■ What this task involves
Begin with the first line of the listing and quote every line through the one containing "import clsx from"; give only those lines.

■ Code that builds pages
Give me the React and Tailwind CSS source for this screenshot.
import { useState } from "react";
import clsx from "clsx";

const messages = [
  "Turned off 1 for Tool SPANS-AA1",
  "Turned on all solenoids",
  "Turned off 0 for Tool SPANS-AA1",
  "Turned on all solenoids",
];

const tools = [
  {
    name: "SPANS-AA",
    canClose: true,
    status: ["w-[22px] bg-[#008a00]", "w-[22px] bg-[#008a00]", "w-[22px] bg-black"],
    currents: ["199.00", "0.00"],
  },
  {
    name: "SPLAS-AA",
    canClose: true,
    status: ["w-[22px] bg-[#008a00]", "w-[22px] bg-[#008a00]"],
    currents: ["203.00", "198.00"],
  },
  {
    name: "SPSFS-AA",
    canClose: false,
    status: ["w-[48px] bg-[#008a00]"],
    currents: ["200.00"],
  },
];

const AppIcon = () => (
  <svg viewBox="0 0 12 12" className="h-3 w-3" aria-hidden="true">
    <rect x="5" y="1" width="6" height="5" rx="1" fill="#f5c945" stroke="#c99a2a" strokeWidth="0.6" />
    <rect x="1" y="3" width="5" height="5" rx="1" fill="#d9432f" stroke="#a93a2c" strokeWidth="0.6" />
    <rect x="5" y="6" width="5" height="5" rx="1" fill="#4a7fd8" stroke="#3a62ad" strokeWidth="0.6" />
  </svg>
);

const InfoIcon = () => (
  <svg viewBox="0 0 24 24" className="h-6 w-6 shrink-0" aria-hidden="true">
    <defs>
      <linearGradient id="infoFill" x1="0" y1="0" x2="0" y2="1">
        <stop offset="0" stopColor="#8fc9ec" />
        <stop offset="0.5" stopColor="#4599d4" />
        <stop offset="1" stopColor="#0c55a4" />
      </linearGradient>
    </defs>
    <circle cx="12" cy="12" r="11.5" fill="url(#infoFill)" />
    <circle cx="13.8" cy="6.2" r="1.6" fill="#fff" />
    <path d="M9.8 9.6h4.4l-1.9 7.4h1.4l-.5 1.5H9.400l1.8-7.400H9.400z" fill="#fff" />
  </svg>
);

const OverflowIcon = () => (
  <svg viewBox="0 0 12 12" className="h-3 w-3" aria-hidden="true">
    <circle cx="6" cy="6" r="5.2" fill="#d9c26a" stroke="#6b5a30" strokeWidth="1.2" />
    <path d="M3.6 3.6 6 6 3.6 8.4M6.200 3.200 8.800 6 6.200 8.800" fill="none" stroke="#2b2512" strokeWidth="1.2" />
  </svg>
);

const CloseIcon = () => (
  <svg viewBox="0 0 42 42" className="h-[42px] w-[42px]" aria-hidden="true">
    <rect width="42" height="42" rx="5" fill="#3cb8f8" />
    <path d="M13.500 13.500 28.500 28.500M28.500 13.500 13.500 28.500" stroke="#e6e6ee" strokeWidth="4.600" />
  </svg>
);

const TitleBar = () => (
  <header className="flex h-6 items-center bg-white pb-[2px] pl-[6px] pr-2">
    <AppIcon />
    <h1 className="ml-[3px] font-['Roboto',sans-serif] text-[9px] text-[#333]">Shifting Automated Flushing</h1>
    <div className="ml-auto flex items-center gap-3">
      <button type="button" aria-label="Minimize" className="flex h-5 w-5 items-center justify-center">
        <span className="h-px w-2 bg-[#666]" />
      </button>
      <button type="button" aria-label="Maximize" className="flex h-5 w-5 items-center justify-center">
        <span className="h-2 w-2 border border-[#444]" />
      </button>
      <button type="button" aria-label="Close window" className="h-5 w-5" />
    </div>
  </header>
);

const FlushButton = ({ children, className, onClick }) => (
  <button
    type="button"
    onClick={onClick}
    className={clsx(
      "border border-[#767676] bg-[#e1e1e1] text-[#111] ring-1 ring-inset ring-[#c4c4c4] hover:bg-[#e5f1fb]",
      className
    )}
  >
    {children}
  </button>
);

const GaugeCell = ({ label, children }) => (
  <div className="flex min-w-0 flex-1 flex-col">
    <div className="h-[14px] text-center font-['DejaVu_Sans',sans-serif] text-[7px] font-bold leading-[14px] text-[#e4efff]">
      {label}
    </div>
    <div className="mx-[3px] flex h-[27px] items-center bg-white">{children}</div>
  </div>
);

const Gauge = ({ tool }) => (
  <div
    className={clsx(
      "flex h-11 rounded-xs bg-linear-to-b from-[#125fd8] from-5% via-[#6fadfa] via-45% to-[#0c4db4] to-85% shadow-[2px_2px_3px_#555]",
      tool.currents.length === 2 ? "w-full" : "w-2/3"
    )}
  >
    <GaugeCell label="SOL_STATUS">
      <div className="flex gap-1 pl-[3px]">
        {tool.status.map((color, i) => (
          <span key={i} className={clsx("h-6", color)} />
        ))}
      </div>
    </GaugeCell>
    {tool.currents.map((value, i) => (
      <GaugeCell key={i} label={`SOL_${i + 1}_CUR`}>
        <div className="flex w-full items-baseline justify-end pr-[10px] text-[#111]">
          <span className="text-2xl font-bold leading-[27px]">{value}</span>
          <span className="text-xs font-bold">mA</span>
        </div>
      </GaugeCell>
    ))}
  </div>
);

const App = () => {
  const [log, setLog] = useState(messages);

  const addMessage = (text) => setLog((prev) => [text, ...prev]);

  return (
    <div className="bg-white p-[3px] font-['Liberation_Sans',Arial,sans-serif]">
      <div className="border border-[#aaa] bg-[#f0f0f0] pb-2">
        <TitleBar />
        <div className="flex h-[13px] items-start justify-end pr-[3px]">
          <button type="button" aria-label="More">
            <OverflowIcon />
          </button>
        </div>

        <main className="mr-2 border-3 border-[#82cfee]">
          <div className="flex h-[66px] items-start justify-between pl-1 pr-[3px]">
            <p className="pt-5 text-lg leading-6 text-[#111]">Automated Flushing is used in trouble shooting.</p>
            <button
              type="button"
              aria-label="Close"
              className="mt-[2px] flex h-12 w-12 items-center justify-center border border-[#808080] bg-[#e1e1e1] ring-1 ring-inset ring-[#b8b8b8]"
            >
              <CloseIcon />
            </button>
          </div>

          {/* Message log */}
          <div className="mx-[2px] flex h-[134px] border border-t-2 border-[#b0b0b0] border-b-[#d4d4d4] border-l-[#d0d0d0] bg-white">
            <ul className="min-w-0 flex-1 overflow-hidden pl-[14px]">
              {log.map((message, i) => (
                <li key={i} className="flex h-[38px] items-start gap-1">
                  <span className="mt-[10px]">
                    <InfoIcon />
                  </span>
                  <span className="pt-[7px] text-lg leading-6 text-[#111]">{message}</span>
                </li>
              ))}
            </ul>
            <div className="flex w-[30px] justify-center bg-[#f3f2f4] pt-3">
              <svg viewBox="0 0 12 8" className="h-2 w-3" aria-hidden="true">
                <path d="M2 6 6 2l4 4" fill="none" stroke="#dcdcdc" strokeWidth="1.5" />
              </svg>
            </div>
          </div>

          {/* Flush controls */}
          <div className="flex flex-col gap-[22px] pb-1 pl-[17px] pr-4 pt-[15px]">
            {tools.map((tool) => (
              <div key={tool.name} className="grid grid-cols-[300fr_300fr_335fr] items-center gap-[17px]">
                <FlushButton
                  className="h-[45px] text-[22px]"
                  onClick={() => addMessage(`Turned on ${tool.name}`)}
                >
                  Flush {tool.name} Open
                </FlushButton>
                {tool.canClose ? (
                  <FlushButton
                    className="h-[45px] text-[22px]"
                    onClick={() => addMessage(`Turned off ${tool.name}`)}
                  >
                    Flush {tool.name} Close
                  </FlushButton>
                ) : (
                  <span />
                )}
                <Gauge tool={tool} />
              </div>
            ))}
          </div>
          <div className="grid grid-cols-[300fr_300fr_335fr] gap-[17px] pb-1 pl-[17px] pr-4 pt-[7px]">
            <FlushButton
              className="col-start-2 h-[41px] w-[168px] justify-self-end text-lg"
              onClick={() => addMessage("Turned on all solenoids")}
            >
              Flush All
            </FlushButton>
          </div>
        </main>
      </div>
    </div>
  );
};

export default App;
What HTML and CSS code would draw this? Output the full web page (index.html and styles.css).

■ Result
Give me the React and Tailwind CSS source for this screenshot.
import { useState } from "react";
import clsx from "clsx";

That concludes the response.